WMはGKを除いた10人のポジションを示している。Wが5人のFWを示している。Wには上に三つの先端があり、その右端が右のwing即ちRW、真ん中がcenter forward即ちCFとなる。下部にある二つの突起の右側がright innerがRIで、左側はLIとなる。Mの左右の二つの突起がhalf backを表し右側がRHで左側がLHである。底になる突起はcenter halfでCHという非常に重要なポジション。

現代のサッカーとの根本的な違いはと言えば「この10のポジションは言うなればゾーンディフェンスとゾーンオフェンスであって、右側の者は右側だけと言って良いほど右サイドでプレーし、左側の者が右側に出張ってくるのは極めて希にしか起こらなかった。
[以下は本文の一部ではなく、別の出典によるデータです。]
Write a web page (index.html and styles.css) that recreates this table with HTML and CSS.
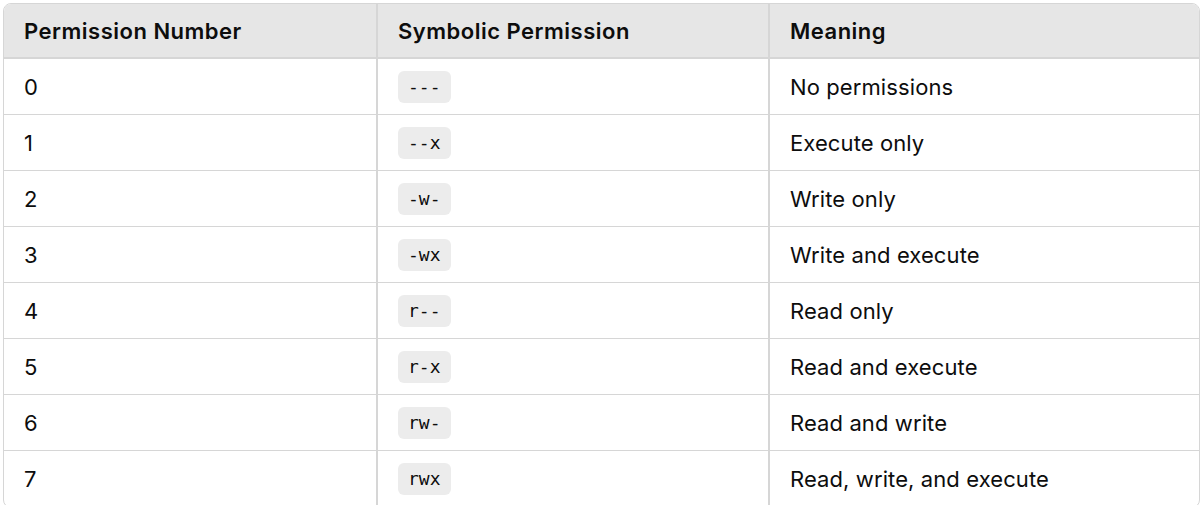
FILE: index.html
```html
<!DOCTYPE html>
<html lang="en">

<head>
  <meta charset="UTF-8">
  <meta name="viewport" content="width=device-width, initial-scale=1.0">
  <title>Permissions</title>

  <link rel="stylesheet" href="styles.css">
</head>

<body>
  <table class="perm-table">
    <thead>
      <tr>
        <th class="col-num">Permission Number</th>
        <th class="col-sym">Symbolic Permission</th>
        <th class="col-mean">Meaning</th>
      </tr>
    </thead>
    <tbody>
      <tr>
        <td>0</td>
        <td><code>---</code></td>
        <td>No permissions</td>
      </tr>
      <tr>
        <td>1</td>
        <td><code>--x</code></td>
        <td>Execute only</td>
      </tr>
      <tr>
        <td>2</td>
        <td><code>-w-</code></td>
        <td>Write only</td>
      </tr>
      <tr>
        <td>3</td>
        <td><code>-wx</code></td>
        <td>Write and execute</td>
      </tr>
      <tr>
        <td>4</td>
        <td><code>r--</code></td>
        <td>Read only</td>
      </tr>
      <tr>
        <td>5</td>
        <td><code>r-x</code></td>
        <td>Read and execute</td>
      </tr>
      <tr>
        <td>6</td>
        <td><code>rw-</code></td>
        <td>Read and write</td>
      </tr>
      <tr>
        <td>7</td>
        <td><code>rwx</code></td>
        <td>Read, write, and execute</td>
      </tr>
    </tbody>
  </table>
</body>

</html>
```

FILE: styles.css
```css
* {
  box-sizing: border-box;
}

body {
  margin: 0;
  padding: 3px 0 0 3px;
  background-color: #fff;
  color: #0d0d0d;
  font-family: Inter, "Liberation Sans", sans-serif;
}

.perm-table {
  width: 1197px;
  border: 1px solid #d6d6d6;
  border-radius: 8px;
  border-collapse: separate;
  border-spacing: 0;
  overflow: hidden;
  table-layout: fixed;
}

.perm-table .col-num {
  width: 372px;
}

.perm-table .col-sym {
  width: 392px;
}

.perm-table th,
.perm-table td {
  padding: 0 20px;
  text-align: left;
  vertical-align: middle;
  font-size: 22px;
  letter-spacing: 0.1px;
  border-bottom: 1px solid #d6d6d6;
  border-left: 2px solid #d6d6d6;
}

.perm-table th:first-child,
.perm-table td:first-child {
  border-left: none;
}

.perm-table th {
  height: 55px;
  font-weight: 600;
  letter-spacing: 0.5px;
  background-color: #e6e6e6;
  border-bottom: 2px solid #d6d6d6;
}

.perm-table td {
  height: 56px;
  font-weight: 400;
}

.perm-table tbody tr:last-child td {
  border-bottom: none;
}

.perm-table code {
  display: inline-block;
  padding: 5px 10px;
  border-radius: 6px;
  background-color: #ececec;
  font-family: "DejaVu Sans Mono", monospace;
  font-size: 18px;
  line-height: 22px;
  letter-spacing: 0;
}
```
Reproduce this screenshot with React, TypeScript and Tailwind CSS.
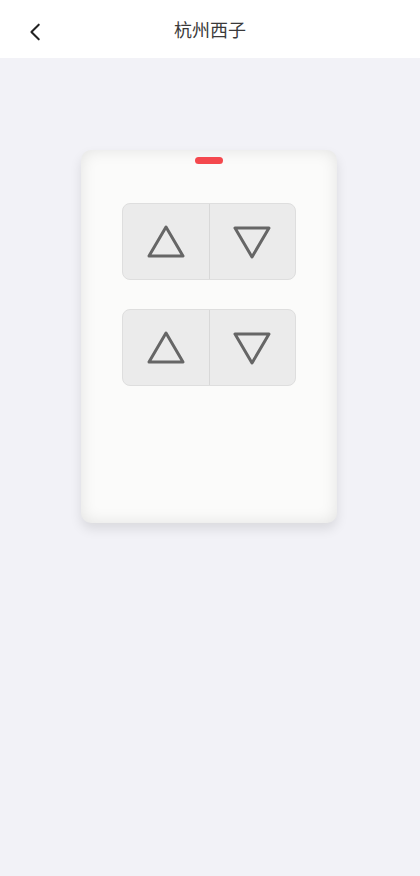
import React from 'react'

function Up() {
  return (
    <svg width="40" height="36" viewBox="0 0 40 36" fill="none">
      <path d="M20 3 L37 32 H3 Z" stroke="#666" strokeWidth="3" strokeLinejoin="round" />
    </svg>
  )
}

function Down() {
  return (
    <svg width="40" height="36" viewBox="0 0 40 36" fill="none">
      <path d="M3 4 H37 L20 33 Z" stroke="#666" strokeWidth="3" strokeLinejoin="round" />
    </svg>
  )
}

function Pair() {
  return (
    <div className="flex h-[77px] w-[174px] overflow-hidden rounded-[8px] border border-[#dedede] bg-[#ebebeb]">
      <button className="flex flex-1 items-center justify-center border-r border-[#d8d8d8]">
        <Up />
      </button>
      <button className="flex flex-1 items-center justify-center">
        <Down />
      </button>
    </div>
  )
}

export default function App() {
  return (
    <div className="flex min-h-[876px] flex-col bg-[#f2f2f7]" style={{ fontFamily: '"Noto Sans CJK SC", "Noto Sans", sans-serif' }}>
      <div className="relative flex h-[58px] items-center justify-center bg-white">
        <button className="absolute left-[24px] top-[20px] flex h-[24px] w-[24px] items-center justify-center">
          <svg width="22" height="22" viewBox="0 0 24 24" fill="none">
            <path d="M15 4 L7 12 L15 20" stroke="#222" strokeWidth="2.2" strokeLinecap="round" strokeLinejoin="round" />
          </svg>
        </button>
        <span className="text-[18px] text-[#3a3a3a]">杭州西子</span>
      </div>
      <div className="flex justify-center pr-[2px] pt-[92px]">
        <div className="flex h-[373px] w-[256px] flex-col items-center rounded-[10px] bg-[#fbfbfa] pt-[7px] shadow-[inset_0_0_16px_rgba(0,0,0,0.1),0_6px_12px_rgba(0,0,0,0.1)]">
          <div className="h-[7px] w-[28px] rounded-full bg-[#f4484d]" />
          <div className="mt-[39px] flex flex-col gap-[29px]">
            <Pair />
            <Pair />
          </div>
        </div>
      </div>
    </div>
  )
}
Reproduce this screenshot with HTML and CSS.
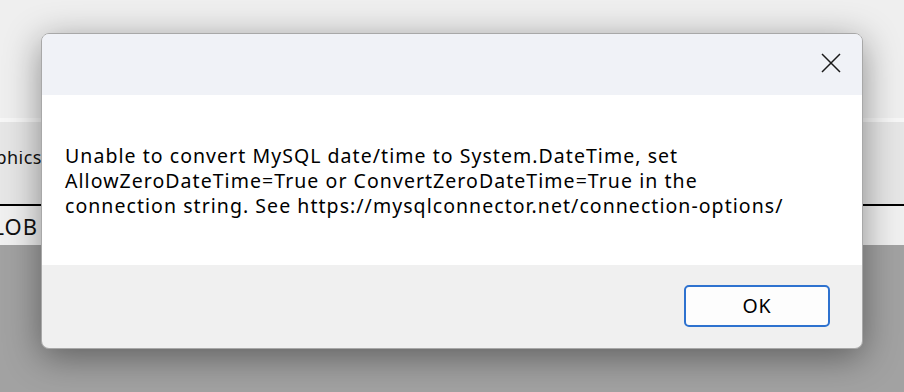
FILE: index.html
```html
<!DOCTYPE html>
<html>
<head>
<meta charset="utf-8">
<link rel="stylesheet" href="styles.css">
</head>
<body>
<div class="app">
  <div class="toolbar"></div>
  <div class="sep"></div>
  <div class="panel">
    <div class="cell"><span class="lbl">Graphics</span></div>
  </div>
  <div class="rule"></div>
  <div class="row">
    <div class="cell"><span class="lbl big">BLOB</span></div>
  </div>
  <div class="dark"></div>
</div>
<div class="dialog">
  <div class="titlebar">
    <button class="close" aria-label="Close">
      <svg width="20" height="20" viewBox="0 0 20 20"><path d="M1 1 L19 19 M19 1 L1 19" stroke="#1a1a1a" stroke-width="1.5" fill="none"/></svg>
    </button>
  </div>
  <div class="content">
    <p class="msg">Unable to convert MySQL date/time to System.DateTime, set<br>AllowZeroDateTime=True or ConvertZeroDateTime=True in the<br>connection string. See https://mysqlconnector.net/connection-options/</p>
  </div>
  <div class="footer">
    <button class="ok">OK</button>
  </div>
</div>
</body>
</html>
```
FILE: styles.css
```css
html, body {
  margin: 0;
  padding: 0;
  width: 904px;
  height: 392px;
  overflow: hidden;
  font-family: "Noto Sans", "Open Sans", sans-serif;
}
.app {
  display: flex;
  flex-direction: column;
  height: 392px;
}
.toolbar {
  height: 118px;
  background: #efefef;
}
.sep {
  height: 4px;
  background: #f7f7f7;
}
.panel {
  height: 82px;
  background: #e6e6e6;
  display: flex;
  align-items: center;
}
.cell {
  width: 42px;
  overflow: hidden;
  display: flex;
  justify-content: flex-end;
  white-space: nowrap;
}
.lbl {
  font-size: 18px;
  letter-spacing: 0.5px;
  color: #111;
}
.panel .lbl {
  margin-right: 0;
  position: relative;
  top: -6px;
}
.rule {
  height: 2px;
  background: #000;
}
.row {
  height: 39px;
  background: #f0f0f0;
  display: flex;
  align-items: center;
}
.row .lbl {
  margin-right: 4px;
}
.big {
  font-size: 22px;
  letter-spacing: 1px;
}
.dark {
  flex: 1;
  background: #a2a2a2;
}
.dialog {
  position: absolute;
  left: 41px;
  top: 33px;
  width: 820px;
  height: 314px;
  border: 1px solid #a8a8a8;
  border-radius: 8px;
  overflow: hidden;
  display: flex;
  flex-direction: column;
  box-shadow: 0 8px 36px rgba(0, 0, 0, 0.42);
}
.titlebar {
  height: 61px;
  background: #f0f2f7;
  display: flex;
  justify-content: flex-end;
  align-items: flex-start;
}
.close {
  border: 0;
  background: transparent;
  padding: 0;
  margin: 19px 21px 0 0;
  width: 20px;
  height: 20px;
  display: block;
}
.close svg {
  display: block;
}
.content {
  height: 170px;
  background: #ffffff;
  display: flex;
  align-items: center;
}
.msg {
  margin: 0 0 0 23px;
  font-size: 19.5px;
  letter-spacing: 1.05px;
  line-height: 25px;
  color: #000;
}
.footer {
  flex: 1;
  background: #f0f0f0;
  display: flex;
  justify-content: flex-end;
  align-items: center;
  padding-right: 32px;
}
.ok {
  width: 146px;
  height: 42px;
  border: 2px solid #2e72cf;
  border-radius: 5px;
  background: #fdfdfd;
  font-family: "Noto Sans", "Open Sans", sans-serif;
  font-size: 19.5px;
  letter-spacing: 0.8px;
  color: #000;
  padding: 0;
  margin-top: -2px;
}
```
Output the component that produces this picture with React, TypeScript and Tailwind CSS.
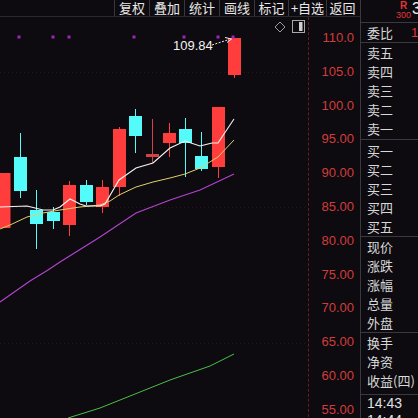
import React from "react";

const RED = "#ff3d3d";
const CYAN = "#54fbfb";

type Candle = { x: number; bt: number; bb: number; wt: number; wb: number; red: boolean; dim?: boolean };

const candles: Candle[] = [
  { x: -2.5, bt: 173, bb: 228, wt: 173, wb: 228, red: true },
  { x: 14, bt: 157, bb: 191, wt: 133, wb: 198, red: false },
  { x: 30, bt: 210, bb: 224, wt: 190, wb: 249, red: false },
  { x: 47, bt: 212, bb: 221, wt: 207, wb: 229, red: false },
  { x: 63, bt: 185, bb: 225, wt: 181, wb: 236, red: true },
  { x: 80, bt: 185, bb: 202, wt: 180, wb: 205, red: false },
  { x: 96, bt: 187, bb: 207, wt: 180, wb: 213, red: true },
  { x: 113, bt: 129, bb: 187, wt: 127, wb: 196, red: true },
  { x: 129, bt: 116, bb: 136, wt: 109, wb: 153, red: false },
  { x: 146, bt: 154, bb: 157, wt: 119, wb: 163, red: true, dim: true },
  { x: 163, bt: 133, bb: 143, wt: 123, wb: 157, red: true },
  { x: 179, bt: 129, bb: 143, wt: 118, wb: 177, red: false },
  { x: 195, bt: 156, bb: 169, wt: 132, wb: 171, red: false },
  { x: 212, bt: 107, bb: 167, wt: 107, wb: 178, red: true },
  { x: 228, bt: 38, bb: 75, wt: 38, wb: 78, red: true },
];

const ma5 = "0,207 27,206 43,210 53,210 60,207 70,199 80,204 86,206 100,206 105,204 119,180 136,168 153,163 170,148 185,141 200,146 212,143 218,143 234,119";
const ma10 = "0,229 10,225 27,217 43,213 60,210 80,207 100,205 110,201 119,195 136,187 153,182 170,178 185,174 200,168 218,157 234,140";
const ma20 = "0,302 30,281 48,270 60,262 100,237 136,213 170,200 200,190 234,174";
const ma60 = "68,418 100,408 130,396 170,380 210,366 234,354";

const dots = [19, 53, 69, 134, 184, 218, 233];

const tools = [
  { t: "复权", w: "w-[35px]" },
  { t: "叠加", w: "w-[35px]" },
  { t: "统计", w: "w-[35px]" },
  { t: "画线", w: "w-[35px]" },
  { t: "标记", w: "w-[34px]" },
  { t: "+自选", w: "w-[38px]" },
  { t: "返回", w: "w-[32px]" },
];

const prices = ["110.0", "105.0", "100.0", "95.00", "90.00", "85.00", "80.00", "75.00", "70.00", "65.00", "60.00", "55.00"];

function Row({ t, h }: { t: string; h: string }) {
  return (
    <div className={`${h} flex items-center pl-[6px] text-[13px] leading-[14px] text-[#d8d8d8] whitespace-nowrap`}>{t}</div>
  );
}

export default function App() {
  return (
    <div className="w-[418px] h-[418px] overflow-hidden bg-[#0d0b0f] flex font-['Noto_Sans_CJK_SC',sans-serif]">
      {/* left: toolbar + chart */}
      <div className="w-[360px] h-full flex flex-col shrink-0">
        <div className="h-[17px] shrink-0 border-b border-[#2a2a2c] flex pl-[114px]">
          {tools.map((b) => (
            <div
              key={b.t}
              className={`${b.w} h-full border-l border-[#38383c] flex items-center justify-center text-[13px] leading-[16px] text-[#e8e8e8] whitespace-nowrap`}
            >
              <span className="leading-[16px]">{b.t}</span>
            </div>
          ))}
        </div>
        <div className="flex-1 flex relative">
          <svg width="308" height="401" viewBox="0 17 308 401" className="shrink-0 block">
            {[72.5, 207.5, 343.5].map((y) => (
              <line key={y} x1="0" x2="308" y1={y} y2={y} stroke="#2e1416" strokeDasharray="1 3" />
            ))}
            {candles.map((c, i) => {
              const col = c.dim ? "#d24444" : c.red ? RED : CYAN;
              const cx = c.x + 6.5;
              return (
                <g key={i}>
                  <line x1={cx} x2={cx} y1={c.wt} y2={c.wb} stroke={col} strokeWidth="1" />
                  <rect x={c.x} y={c.bt} width="13" height={c.bb - c.bt} fill={col} />
                </g>
              );
            })}
            <polyline points={ma60} fill="none" stroke="#48c048" strokeWidth="1" />
            <polyline points={ma20} fill="none" stroke="#b444d0" strokeWidth="1.1" />
            <polyline points={ma10} fill="none" stroke="#e2cf6a" strokeWidth="1" />
            <polyline points={ma5} fill="none" stroke="#f4f4f4" strokeWidth="1.1" />
            {dots.map((x) => (
              <rect key={x} x={x - 1.5} y="35.5" width="3" height="3" fill="#a322c2" />
            ))}
            {/* arrow from label to high */}
            <line x1="212" y1="45" x2="229" y2="39.5" stroke="#f0f0f0" strokeWidth="1" strokeDasharray="2 1.5" />
            <path d="M225 37.5 L231.5 39 L227 42.5" fill="none" stroke="#f0f0f0" strokeWidth="1" />
            {/* diamond icon */}
            <path d="M280 22 L285 27 L280 32 L275 27 Z" fill="none" stroke="#9c9c9c" strokeWidth="1" />
            {/* box icon */}
            <rect x="292.5" y="20.5" width="12" height="12" fill="none" stroke="#a8a8a8" strokeWidth="1" />
            <rect x="299" y="22" width="3.5" height="9" fill="#d0d0d0" />
          </svg>
          <span className="absolute left-[173px] top-[21px] text-[13px] leading-[15px] text-[#f2f2f2] font-['Liberation_Sans',sans-serif]">
            109.84
          </span>
          <div className="w-[52px] h-full border-l border-dashed border-[#6a1c1e] pt-[14px] flex flex-col items-end pr-[6px]">
            {prices.map((p) => (
              <div key={p} className="h-[33.8px] shrink-0 text-[13px] leading-[14px] text-[#d23c3c] font-['Liberation_Sans',sans-serif]">
                {p}
              </div>
            ))}
          </div>
        </div>
      </div>
      {/* right panel */}
      <div className="w-[58px] h-full border-l border-[#3a3a3e] flex flex-col shrink-0 overflow-hidden">
        <div className="h-[23px] shrink-0 border-b border-[#3a3a3e] flex items-start pl-[35px]">
          <div className="w-[15px] flex flex-col items-center pt-[1px] font-['Liberation_Sans',sans-serif] text-[#e23434]">
            <span className="text-[10px] leading-[10px] font-bold">R</span>
            <span className="text-[9px] leading-[9px]">300</span>
          </div>
          <span className="ml-[1px] text-[16px] leading-[18px] text-[#eeeeee] font-['Liberation_Sans',sans-serif]">3</span>
        </div>
        <div className="h-[20px] shrink-0 border-b border-[#3a3a3e] flex items-center pl-[6px] text-[13px] leading-[14px] whitespace-nowrap">
          <span className="text-[#d8d8d8]">委比</span>
          <span className="ml-[18px] text-[#e23434] font-['Liberation_Sans',sans-serif]">1</span>
        </div>
        <div className="h-[97px] shrink-0 border-b border-[#3a3a3e] flex flex-col">
          {["卖五", "卖四", "卖三", "卖二", "卖一"].map((t) => (
            <Row key={t} t={t} h="h-[19.2px] shrink-0" />
          ))}
        </div>
        <div className="h-[97px] shrink-0 border-b border-[#3a3a3e] flex flex-col pt-[1px]">
          {["买一", "买二", "买三", "买四", "买五"].map((t) => (
            <Row key={t} t={t} h="h-[19.2px] shrink-0" />
          ))}
        </div>
        <div className="h-[96px] shrink-0 border-b border-[#3a3a3e] flex flex-col pt-[1px]">
          {["现价", "涨跌", "涨幅", "总量", "外盘"].map((t) => (
            <Row key={t} t={t} h="h-[18.8px] shrink-0" />
          ))}
        </div>
        <div className="h-[62px] shrink-0 border-b border-[#3a3a3e] flex flex-col">
          {["换手", "净资", "收益(四)"].map((t) => (
            <Row key={t} t={t} h="h-[19.2px] shrink-0" />
          ))}
        </div>
        <div className="flex flex-col">
          {["14:43", "14:44"].map((t) => (
            <div key={t} className="h-[17px] shrink-0 flex items-center pl-[6px] text-[14px] leading-[15px] text-[#e0e0e0] font-['Liberation_Sans',sans-serif]">
              {t}
            </div>
          ))}
        </div>
      </div>
    </div>
  );
}
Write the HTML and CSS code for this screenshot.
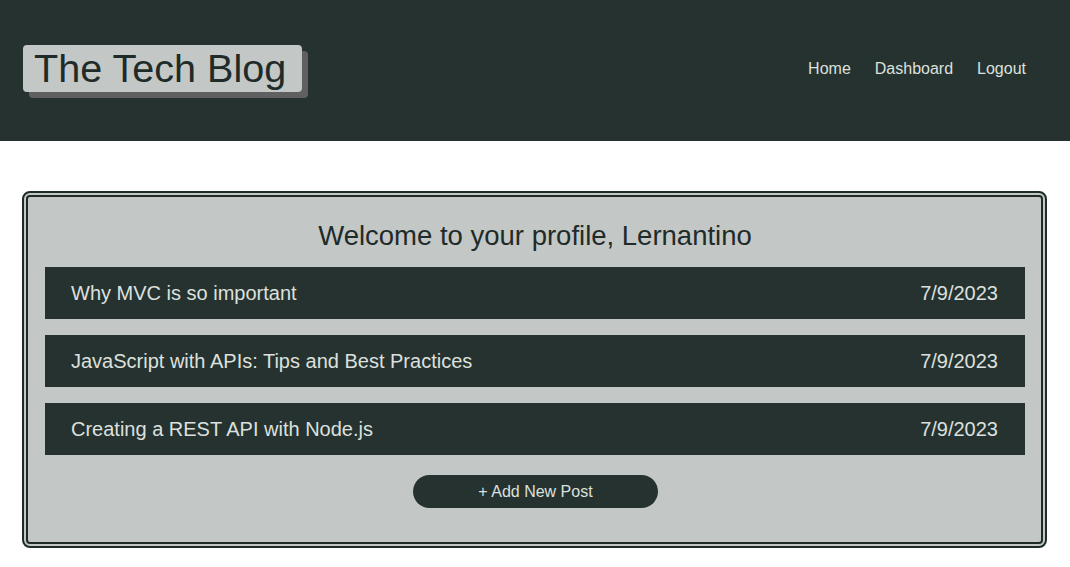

但し、CHはそのティームによって主義主張が異なるので、現在の3バックの形で守りに専念するし、またはロビングハーフと言って自由に動き回るのと二方式があった。

このようなゾーン様式は私が大学を終えてから数年経った頃に、大きく変化した。それは早稲田大学に八重樫という確か東北から来た変幻自在の名手が現れ、彼と言わばコンビを組んだ杉本という小田原高校(我が湘南の不倶戴天のライバル)の優れ者が、割り当てられたポジションを無視するかのように頻繁に左右に移動して、相手のディフェンス陣を混乱に陥れて大成功したことに始まったと私は信じている。

この八重樫/杉本方式を徐々に他の大学が取り入れるようになった後から、ヨーロッパから来た指導者も新時代のサッカーを持ち込んだので、WMフォーメイションが残念なことに「前世紀の遺物」と化していったのだった。私は我が国のサッカー界が外国人と言ってもヨーロッパかブラジルの指導者に依存したのは止むを得なかったことだと理解している。

だからと言うか何と言うべきか、旧世代のシステムで育った私には現在のサッカーは取っ付きにくいし、理解不能な点が多々あるのだ。典型的な例を一つだけ挙げておけば「その昔には『バックパス』などと言う逃げるパスは余程の場合以外は蹴ることなどなかったし、吉田麻也はいなかったからバックス間で延々と横パスを交換することもなかったこと」である。このパス交換は本当に理解不能なので困る。往年はひたすら前に向かって攻めるのがサッカーだったのだ。